Aim: Beginning at the line containing "Recreate this image" and continuing to the end of the records below, give each line again exactly as it stands, and only those lines.
───── Supplied entries ─────
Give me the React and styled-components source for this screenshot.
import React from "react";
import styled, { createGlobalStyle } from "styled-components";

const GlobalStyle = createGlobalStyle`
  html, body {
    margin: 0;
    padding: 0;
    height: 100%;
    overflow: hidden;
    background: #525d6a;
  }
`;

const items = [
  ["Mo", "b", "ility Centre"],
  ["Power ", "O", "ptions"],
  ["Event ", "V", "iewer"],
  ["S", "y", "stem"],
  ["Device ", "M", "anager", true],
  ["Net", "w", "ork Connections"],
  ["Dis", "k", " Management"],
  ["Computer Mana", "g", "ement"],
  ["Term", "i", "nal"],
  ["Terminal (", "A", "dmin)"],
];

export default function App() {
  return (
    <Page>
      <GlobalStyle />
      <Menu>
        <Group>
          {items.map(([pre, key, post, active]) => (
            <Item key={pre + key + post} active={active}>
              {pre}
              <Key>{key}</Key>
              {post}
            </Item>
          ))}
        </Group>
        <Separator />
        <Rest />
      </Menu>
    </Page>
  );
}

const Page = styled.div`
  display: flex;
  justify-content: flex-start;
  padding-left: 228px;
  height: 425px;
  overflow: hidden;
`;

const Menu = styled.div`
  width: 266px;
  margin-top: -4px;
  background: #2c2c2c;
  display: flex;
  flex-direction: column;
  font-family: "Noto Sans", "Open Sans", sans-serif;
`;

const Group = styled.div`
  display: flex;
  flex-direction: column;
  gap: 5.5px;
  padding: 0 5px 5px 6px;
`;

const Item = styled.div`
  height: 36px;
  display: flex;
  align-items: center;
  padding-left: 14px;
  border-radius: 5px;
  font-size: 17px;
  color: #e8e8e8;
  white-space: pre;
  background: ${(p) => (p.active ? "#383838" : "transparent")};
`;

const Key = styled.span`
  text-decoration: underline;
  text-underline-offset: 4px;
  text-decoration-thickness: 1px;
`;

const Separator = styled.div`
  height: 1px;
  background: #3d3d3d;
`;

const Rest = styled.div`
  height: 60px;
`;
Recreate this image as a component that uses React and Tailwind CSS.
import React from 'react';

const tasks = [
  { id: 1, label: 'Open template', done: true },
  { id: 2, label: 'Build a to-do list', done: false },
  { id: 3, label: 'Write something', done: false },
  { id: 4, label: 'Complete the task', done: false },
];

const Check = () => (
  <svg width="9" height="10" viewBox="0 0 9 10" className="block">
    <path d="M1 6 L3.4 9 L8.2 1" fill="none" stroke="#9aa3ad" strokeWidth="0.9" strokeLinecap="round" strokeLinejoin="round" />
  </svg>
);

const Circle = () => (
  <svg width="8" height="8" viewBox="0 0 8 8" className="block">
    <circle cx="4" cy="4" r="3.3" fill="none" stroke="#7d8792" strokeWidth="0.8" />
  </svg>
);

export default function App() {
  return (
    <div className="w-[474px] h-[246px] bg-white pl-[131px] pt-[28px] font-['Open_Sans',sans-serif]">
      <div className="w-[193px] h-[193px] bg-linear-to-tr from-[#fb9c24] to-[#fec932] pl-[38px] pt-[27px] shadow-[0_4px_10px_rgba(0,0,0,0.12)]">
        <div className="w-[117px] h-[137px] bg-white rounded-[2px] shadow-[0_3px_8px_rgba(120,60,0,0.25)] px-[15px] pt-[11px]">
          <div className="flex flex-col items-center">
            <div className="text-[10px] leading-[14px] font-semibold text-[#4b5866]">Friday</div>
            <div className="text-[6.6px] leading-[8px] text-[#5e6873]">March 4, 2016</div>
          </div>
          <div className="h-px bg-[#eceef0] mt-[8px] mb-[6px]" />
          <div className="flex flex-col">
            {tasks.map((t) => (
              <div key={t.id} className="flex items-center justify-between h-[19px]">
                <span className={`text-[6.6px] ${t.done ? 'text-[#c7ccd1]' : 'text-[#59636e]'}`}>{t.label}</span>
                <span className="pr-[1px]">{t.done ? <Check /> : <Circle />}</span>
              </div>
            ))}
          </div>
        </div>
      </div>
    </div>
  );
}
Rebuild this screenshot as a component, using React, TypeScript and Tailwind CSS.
─────
Result of the exercise:
Recreate this image as a component that uses React and Tailwind CSS.
import React from 'react';

const tasks = [
  { id: 1, label: 'Open template', done: true },
  { id: 2, label: 'Build a to-do list', done: false },
  { id: 3, label: 'Write something', done: false },
  { id: 4, label: 'Complete the task', done: false },
];

const Check = () => (
  <svg width="9" height="10" viewBox="0 0 9 10" className="block">
    <path d="M1 6 L3.4 9 L8.2 1" fill="none" stroke="#9aa3ad" strokeWidth="0.9" strokeLinecap="round" strokeLinejoin="round" />
  </svg>
);

const Circle = () => (
  <svg width="8" height="8" viewBox="0 0 8 8" className="block">
    <circle cx="4" cy="4" r="3.3" fill="none" stroke="#7d8792" strokeWidth="0.8" />
  </svg>
);

export default function App() {
  return (
    <div className="w-[474px] h-[246px] bg-white pl-[131px] pt-[28px] font-['Open_Sans',sans-serif]">
      <div className="w-[193px] h-[193px] bg-linear-to-tr from-[#fb9c24] to-[#fec932] pl-[38px] pt-[27px] shadow-[0_4px_10px_rgba(0,0,0,0.12)]">
        <div className="w-[117px] h-[137px] bg-white rounded-[2px] shadow-[0_3px_8px_rgba(120,60,0,0.25)] px-[15px] pt-[11px]">
          <div className="flex flex-col items-center">
            <div className="text-[10px] leading-[14px] font-semibold text-[#4b5866]">Friday</div>
            <div className="text-[6.6px] leading-[8px] text-[#5e6873]">March 4, 2016</div>
          </div>
          <div className="h-px bg-[#eceef0] mt-[8px] mb-[6px]" />
          <div className="flex flex-col">
            {tasks.map((t) => (
              <div key={t.id} className="flex items-center justify-between h-[19px]">
                <span className={`text-[6.6px] ${t.done ? 'text-[#c7ccd1]' : 'text-[#59636e]'}`}>{t.label}</span>
                <span className="pr-[1px]">{t.done ? <Check /> : <Circle />}</span>
              </div>
            ))}
          </div>
        </div>
      </div>
    </div>
  );
}
Rebuild this screenshot as a component, using React, TypeScript and Tailwind CSS.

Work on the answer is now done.